Emotional venting beat
A brief burst of raw emotion inside dialogue where a character momentarily drops their guard. The vent breaks the flow and exposes a crack in their composure.
Heat lines
Lines of dialogue that carry intense emotional charge. They crystallize conflict or desire in a single moment, often becoming memorable anchors for the scene.
Idiolect shaping
Crafting each character’s unique speech pattern through rhythm, vocabulary, structure and emotional cadence. The idiolect reveals identity, background and inner life without exposition.
Masked agreement
A character outwardly disagrees or stays neutral while internally aligning with what is said. The mask protects them from vulnerability or exposure while still letting the truth slip through implication.
Power‑play dialogue
A conversational mode where characters use tone, timing, phrasing or silence to assert dominance or control the emotional temperature.
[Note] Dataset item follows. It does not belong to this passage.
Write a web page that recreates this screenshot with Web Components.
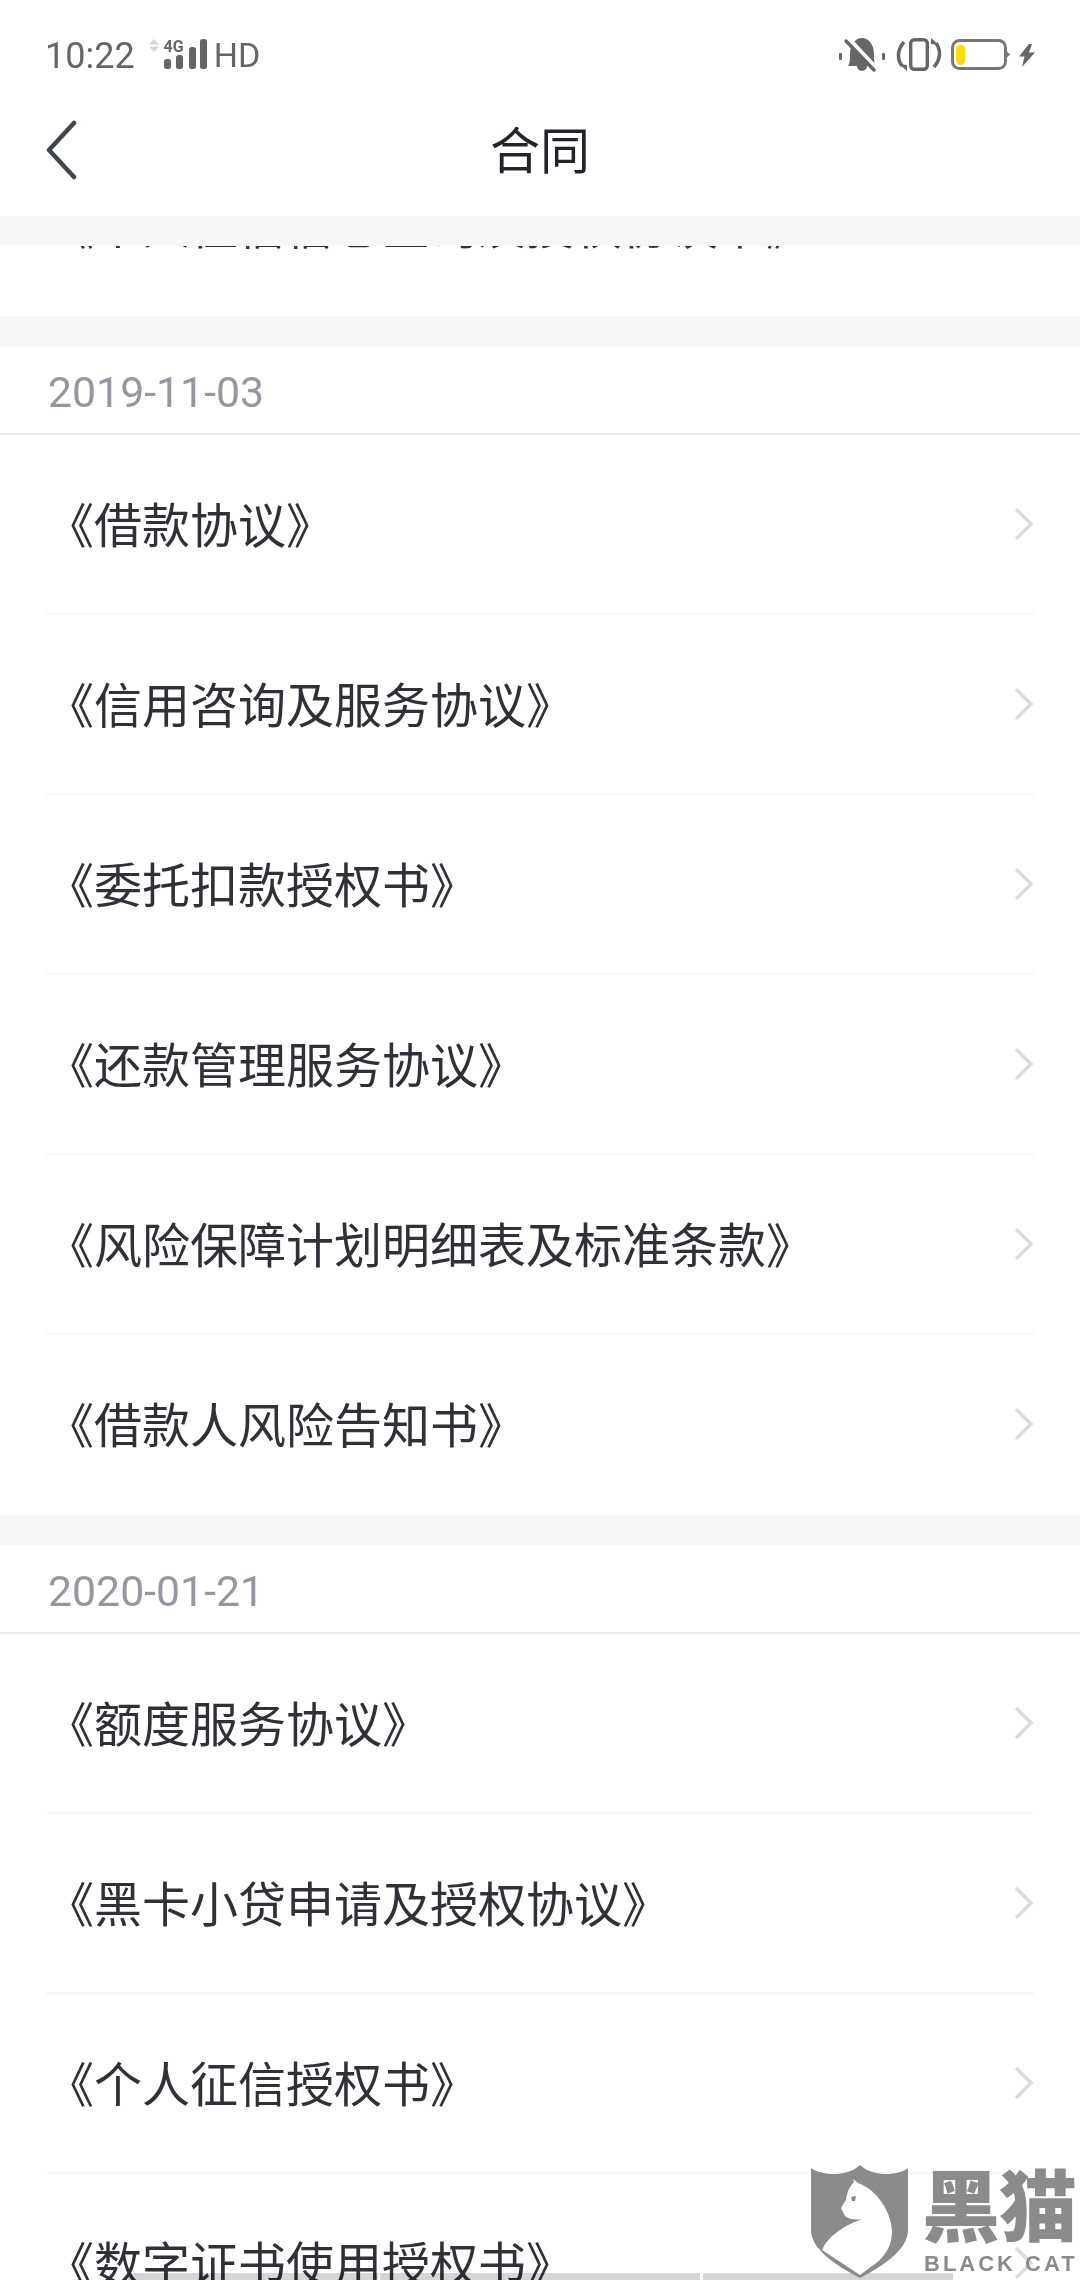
<!DOCTYPE html>
<html>
<head>
<meta charset="utf-8">
<style>
  html, body { margin: 0; padding: 0; background: #fff; }
  body { width: 1080px; height: 2280px; overflow: hidden; position: relative; }
</style>
</head>
<body>
<status-bar></status-bar>
<nav-header title="合同"></nav-header>
<contract-scroll>
  <contract-stub>《个人征信信息查询及授权协议书》</contract-stub>
  <contract-group date="2019-11-03">
    <contract-row>《借款协议》</contract-row>
    <contract-row>《信用咨询及服务协议》</contract-row>
    <contract-row>《委托扣款授权书》</contract-row>
    <contract-row>《还款管理服务协议》</contract-row>
    <contract-row>《风险保障计划明细表及标准条款》</contract-row>
    <contract-row>《借款人风险告知书》</contract-row>
  </contract-group>
  <contract-group date="2020-01-21">
    <contract-row>《额度服务协议》</contract-row>
    <contract-row>《黑卡小贷申请及授权协议》</contract-row>
    <contract-row>《个人征信授权书》</contract-row>
    <contract-row>《数字证书使用授权书》</contract-row>
  </contract-group>
</contract-scroll>
<bottom-strip></bottom-strip>
<cat-mark></cat-mark>
<script>
const SANS = `Roboto, "Noto Sans CJK SC", sans-serif`;
const CJK = `"Noto Sans CJK SC", sans-serif`;

class StatusBar extends HTMLElement {
  constructor() {
    super();
    this.attachShadow({ mode: "open" });
    this.shadowRoot.innerHTML = `
      <style>
        :host{display:flex;align-items:center;justify-content:space-between;height:108px;padding:0 45px;box-sizing:border-box;font-family:${SANS};color:#666}
        .left,.right{display:flex;align-items:center}
        .time{font-size:36px;line-height:40px;padding-top:4px}
        .hd{font-size:34px;line-height:40px;margin-left:7px;padding-top:2px}
        svg{display:block;overflow:visible}
      </style>
      <div class="left">
        <span class="time">10:22</span>
        <svg width="58" height="30" viewBox="0 0 58 30" style="margin-left:14px">
          <path d="M5 0l5 5.500H0zM5 13l5-5.500H0z" fill="#d6d6d6"/>
          <rect x="15" y="20" width="7" height="10" rx="2.500" fill="#666"/>
          <rect x="27" y="16" width="7" height="14" rx="2.500" fill="#666"/>
          <rect x="40" y="8" width="7" height="22" rx="2.500" fill="#666"/>
          <rect x="51" y="0" width="7" height="30" rx="2.500" fill="#666"/>
          <text x="14.500" y="12.500" font-family="Roboto" font-weight="700" font-size="16" fill="#666">4G</text>
        </svg>
        <span class="hd">HD</span>
      </div>
      <div class="right">
        <svg width="46" height="33" viewBox="0 0 46 33">
          <rect x="0" y="15" width="3" height="7" rx="1" fill="#666"/>
          <rect x="43" y="15" width="3" height="7" rx="1" fill="#666"/>
          <path d="M9 28c2-3 2-6 2-12C11 7 16 0 23 0s12 7 12 16c0 6 0 9 2 12z" fill="#666"/>
          <path d="M18 28a5 5 0 0 0 10 0z" fill="#666"/>
          <path d="M10 1l28 30" stroke="#fff" stroke-width="4.500"/>
          <path d="M7 3l28 29" stroke="#666" stroke-width="3.500" stroke-linecap="round"/>
        </svg>
        <svg width="44" height="33" viewBox="0 0 44 33" style="margin-left:12px">
          <rect x="13.700" y="1.700" width="16.600" height="29.600" rx="3.500" fill="none" stroke="#666" stroke-width="3.400"/>
          <path d="M7 4C0 12 0 21 5 28" fill="none" stroke="#666" stroke-width="3.500"/>
          <path d="M37 29c7-8 7-17 2-24" fill="none" stroke="#666" stroke-width="3.500"/>
          <path d="M2 26l8 1v6zM42 7l-8-1V0z" fill="#666"/>
        </svg>
        <svg width="59" height="31" viewBox="0 0 59 31" style="margin-left:10px">
          <rect x="1.500" y="1.500" width="53" height="28" rx="7" fill="none" stroke="#777" stroke-width="3"/>
          <rect x="5" y="6" width="9" height="20" rx="4.500" fill="#ffdb00"/>
          <path d="M56 12.500l3 3-3 3z" fill="#777"/>
        </svg>
        <svg width="16" height="23" viewBox="0 0 16 23" style="margin-left:9px;margin-top:2px">
          <path d="M10 0L0 12.500h5.500L3 23 16 8.500H10L13 0z" fill="#666"/>
        </svg>
      </div>
    `;
  }
}

class NavHeader extends HTMLElement {
  constructor() {
    super();
    this.attachShadow({ mode: "open" });
    this.shadowRoot.innerHTML = `
      <style>
        :host{display:block;position:relative;height:108px;font-family:${CJK}}
        .title{height:77px;display:flex;align-items:center;justify-content:center;font-size:50px;color:#23232e}
        svg{position:absolute;left:46px;top:12px}
      </style>
      <svg width="32" height="60" viewBox="0 0 32 60"><path d="M28 3L3 30l25 27" fill="none" stroke="#3f4650" stroke-width="4.500" stroke-linecap="round" stroke-linejoin="round"/></svg>
      <div class="title"></div>
    `;
    this.shadowRoot.querySelector(".title").textContent = this.getAttribute("title");
  }
}

class ContractScroll extends HTMLElement {
  constructor() {
    super();
    this.attachShadow({ mode: "open" });
    this.shadowRoot.innerHTML = `
      <style>
        :host{display:block;height:2064px;overflow:hidden;background:#f6f7f9;padding-top:30px;box-sizing:border-box}
      </style>
      <slot></slot>
    `;
  }
}

class ContractStub extends HTMLElement {
  constructor() {
    super();
    this.attachShadow({ mode: "open" });
    this.shadowRoot.innerHTML = `
      <style>
        :host{display:block;height:70px;background:#fff;overflow:hidden;position:relative}
        .txt{position:absolute;left:46px;bottom:63px;font:48px/60px ${CJK};color:#303038;white-space:nowrap}
      </style>
      <div class="txt"><slot></slot></div>
    `;
  }
}

class ContractGroup extends HTMLElement {
  constructor() {
    super();
    this.attachShadow({ mode: "open" });
    this.shadowRoot.innerHTML = `
      <style>
        :host{display:block;margin-top:30px;background:#fff}
        .date{height:89px;box-sizing:border-box;border-bottom:2px solid #eeeef0;padding:4px 0 0 48px;display:flex;align-items:center;font:42.800px/48px ${SANS};color:#9797a1}
      </style>
      <div class="date"></div>
      <slot></slot>
    `;
    this.shadowRoot.querySelector(".date").textContent = this.getAttribute("date");
  }
}

class ContractRow extends HTMLElement {
  constructor() {
    super();
    this.attachShadow({ mode: "open" });
    this.shadowRoot.innerHTML = `
      <style>
        :host{display:block;padding:0 46px}
        :host(:last-child) .row{border-bottom-color:transparent}
        .row{height:180px;box-sizing:border-box;border-bottom:2px solid #f7f7f8;display:flex;align-items:center;justify-content:space-between;font:48px/60px ${CJK};color:#303038}
        .label{padding-bottom:4px}
        svg{display:block}
      </style>
      <div class="row">
        <span class="label"><slot></slot></span>
        <svg width="20" height="34" viewBox="0 0 20 34"><path d="M2 2l15 15L2 32" fill="none" stroke="#dcdcdc" stroke-width="3.500"/></svg>
      </div>
    `;
  }
}

class BottomStrip extends HTMLElement {
  constructor() {
    super();
    this.attachShadow({ mode: "open" });
    this.shadowRoot.innerHTML = `
      <style>
        :host{display:flex;position:absolute;left:128px;bottom:0;height:7px;mix-blend-mode:multiply}
        div{height:100%;background:#d6d6d6}
      </style>
      <div style="width:250px"></div><div style="width:320px;margin-left:2px"></div><div style="width:250px;margin-left:3px"></div>
    `;
  }
}

class CatMark extends HTMLElement {
  constructor() {
    super();
    this.attachShadow({ mode: "open" });
    this.shadowRoot.innerHTML = `
      <style>
        :host{position:absolute;left:810px;top:2164px;width:270px;height:116px;display:block}
        svg{position:absolute;left:0;top:0}
        .cn{position:absolute;left:112px;top:-6px;font:900 78px/88px ${CJK};color:#8b8b8b;letter-spacing:-1px;white-space:nowrap}
        .en{position:absolute;left:114px;top:85px;font:700 22px/30px "Liberation Sans",sans-serif;color:#8b8b8b;letter-spacing:3px;white-space:nowrap}
      </style>
      <svg width="100" height="116" viewBox="0 0 100 116">
        <path d="M1 4C10 11 36 14 50 1c14 13 40 10 48 3v62c0 19-23 35-48 48C25 101 1 85 1 66z" fill="#8b8b8b"/>
        <path d="M43 15l5 4C68 26 82 50 82 68c0 16-10 28-20 34l-12 9-38-25c6-14 24-26 41-31-6 1-13 1-18-3l-4-8 5-8c1-8 4-14 8-18z" fill="#fff"/>
        <path d="M41 33l5-1-1 5h-3z" fill="#8b8b8b"/>
      </svg>
      <div class="cn">黑猫</div>
      <div class="en">BLACK CAT</div>
    `;
  }
}

customElements.define("status-bar", StatusBar);
customElements.define("nav-header", NavHeader);
customElements.define("contract-scroll", ContractScroll);
customElements.define("contract-stub", ContractStub);
customElements.define("contract-group", ContractGroup);
customElements.define("contract-row", ContractRow);
customElements.define("bottom-strip", BottomStrip);
customElements.define("cat-mark", CatMark);
</script>
</body>
</html>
The conflict sits inside the shifts of who leads, who follows and who refuses to respond as expected.
Reflexive echo
A character repeats another’s wording, tone or emotional stance to reveal alignment, conflict or emotional mirroring. The echo exposes relationship patterns without stating them.
Revealing slip
A moment when a character accidentally exposes truth, fear or desire through an unguarded remark. The slip reveals more than they intend and shifts the emotional terrain.
Silence as weapon
A character uses deliberate silence to assert control, express disapproval or create emotional pressure. The silence forces others to reveal themselves, fill gaps or become unsettled.
Submerged meaning
The real message sits beneath the spoken words. Characters talk around the point, allowing readers to infer truth through tone, pacing and implication.
Subtext misalignment
A dialogue pattern where the spoken words and the emotional undercurrent contradict each other. Characters say one thing while feeling or intending another, creating friction the reader can sense even if the characters cannot articulate it.
Turn stealing
One character interrupts or redirects the flow of a conversation to take control of its direction. The stolen turn shifts power and reveals intent.